= SUPPLIED MATERIAL =
★ ★ ★ ★

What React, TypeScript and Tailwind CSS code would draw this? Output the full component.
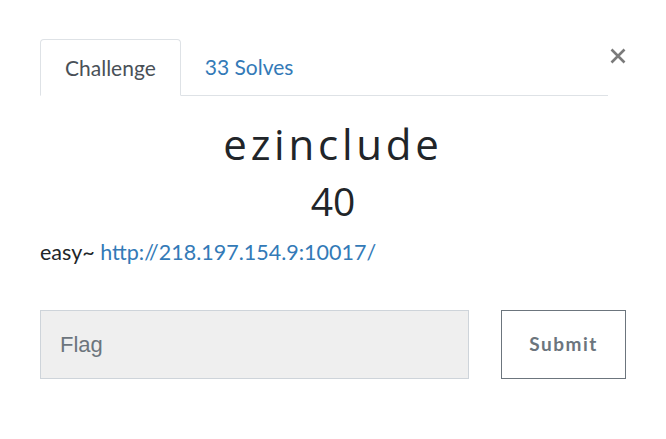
export default function App() {
  return (
    <div className="w-[666px] h-[439px] bg-white font-['Lato',sans-serif] text-[#212529]">
      <div className="flex flex-col px-10 pt-[39px]">
        <div className="flex items-start">
          <div className="flex flex-1 border-b border-[#dee2e6] h-[57px]">
            <div className="h-[57px] px-6 flex items-center border border-[#dee2e6] border-b-white rounded-t-[4px] bg-white text-[21px] text-[#495057]">
              Challenge
            </div>
            <div className="h-[56px] px-6 flex items-center text-[21px] text-[#337ab7]">33 Solves</div>
          </div>
          <button className="w-[18px] mt-[9px] pl-[2px] flex" aria-label="Close">
            <svg width="16" height="16" viewBox="0 0 16 16">
              <path d="M1.5 1.5 L14.5 14.5 M14.5 1.5 L1.5 14.5" stroke="#7a7a7a" strokeWidth="2.6" />
            </svg>
          </button>
        </div>

        <div className="flex flex-col items-center mt-[23px]">
          <h2 className="text-[42px] leading-[50px] tracking-[0.09em] font-['Open_Sans',sans-serif] text-[#212529]">
            ezinclude
          </h2>
          <div className="text-[39px] leading-[48px] mt-[8px] font-['Open_Sans',sans-serif]">40</div>
        </div>

        <p className="mt-[12px] text-[21.5px] leading-[30px]">
          easy~ <a className="text-[#337ab7]">http://218.197.154.9:10017/</a>
        </p>

        <div className="flex mt-[43px] gap-8">
          <input
            placeholder="Flag"
            className="w-[430px] h-[69px] bg-[#efefef] border border-[#ced4da] px-[19px] text-[22px] font-['Liberation_Sans',sans-serif] placeholder:text-[#6c757d] outline-none"
          />
          <button className="w-[125px] h-[69px] border border-[#6c757d] text-[#6c757d] font-bold text-[19px] tracking-[0.08em]">
            Submit
          </button>
        </div>
      </div>
    </div>
  );
}
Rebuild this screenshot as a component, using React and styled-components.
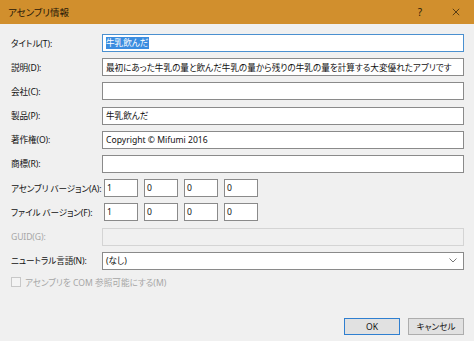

★ ★ ★ ★

= STATED PROBLEM =
Reproduce all entries without any change, and omit the pictures.

= RESPONSE TO THIS TASK =
What React, TypeScript and Tailwind CSS code would draw this? Output the full component.
export default function App() {
  return (
    <div className="w-[666px] h-[439px] bg-white font-['Lato',sans-serif] text-[#212529]">
      <div className="flex flex-col px-10 pt-[39px]">
        <div className="flex items-start">
          <div className="flex flex-1 border-b border-[#dee2e6] h-[57px]">
            <div className="h-[57px] px-6 flex items-center border border-[#dee2e6] border-b-white rounded-t-[4px] bg-white text-[21px] text-[#495057]">
              Challenge
            </div>
            <div className="h-[56px] px-6 flex items-center text-[21px] text-[#337ab7]">33 Solves</div>
          </div>
          <button className="w-[18px] mt-[9px] pl-[2px] flex" aria-label="Close">
            <svg width="16" height="16" viewBox="0 0 16 16">
              <path d="M1.5 1.5 L14.5 14.5 M14.5 1.5 L1.5 14.5" stroke="#7a7a7a" strokeWidth="2.6" />
            </svg>
          </button>
        </div>

        <div className="flex flex-col items-center mt-[23px]">
          <h2 className="text-[42px] leading-[50px] tracking-[0.09em] font-['Open_Sans',sans-serif] text-[#212529]">
            ezinclude
          </h2>
          <div className="text-[39px] leading-[48px] mt-[8px] font-['Open_Sans',sans-serif]">40</div>
        </div>

        <p className="mt-[12px] text-[21.5px] leading-[30px]">
          easy~ <a className="text-[#337ab7]">http://218.197.154.9:10017/</a>
        </p>

        <div className="flex mt-[43px] gap-8">
          <input
            placeholder="Flag"
            className="w-[430px] h-[69px] bg-[#efefef] border border-[#ced4da] px-[19px] text-[22px] font-['Liberation_Sans',sans-serif] placeholder:text-[#6c757d] outline-none"
          />
          <button className="w-[125px] h-[69px] border border-[#6c757d] text-[#6c757d] font-bold text-[19px] tracking-[0.08em]">
            Submit
          </button>
        </div>
      </div>
    </div>
  );
}
Rebuild this screenshot as a component, using React and styled-components.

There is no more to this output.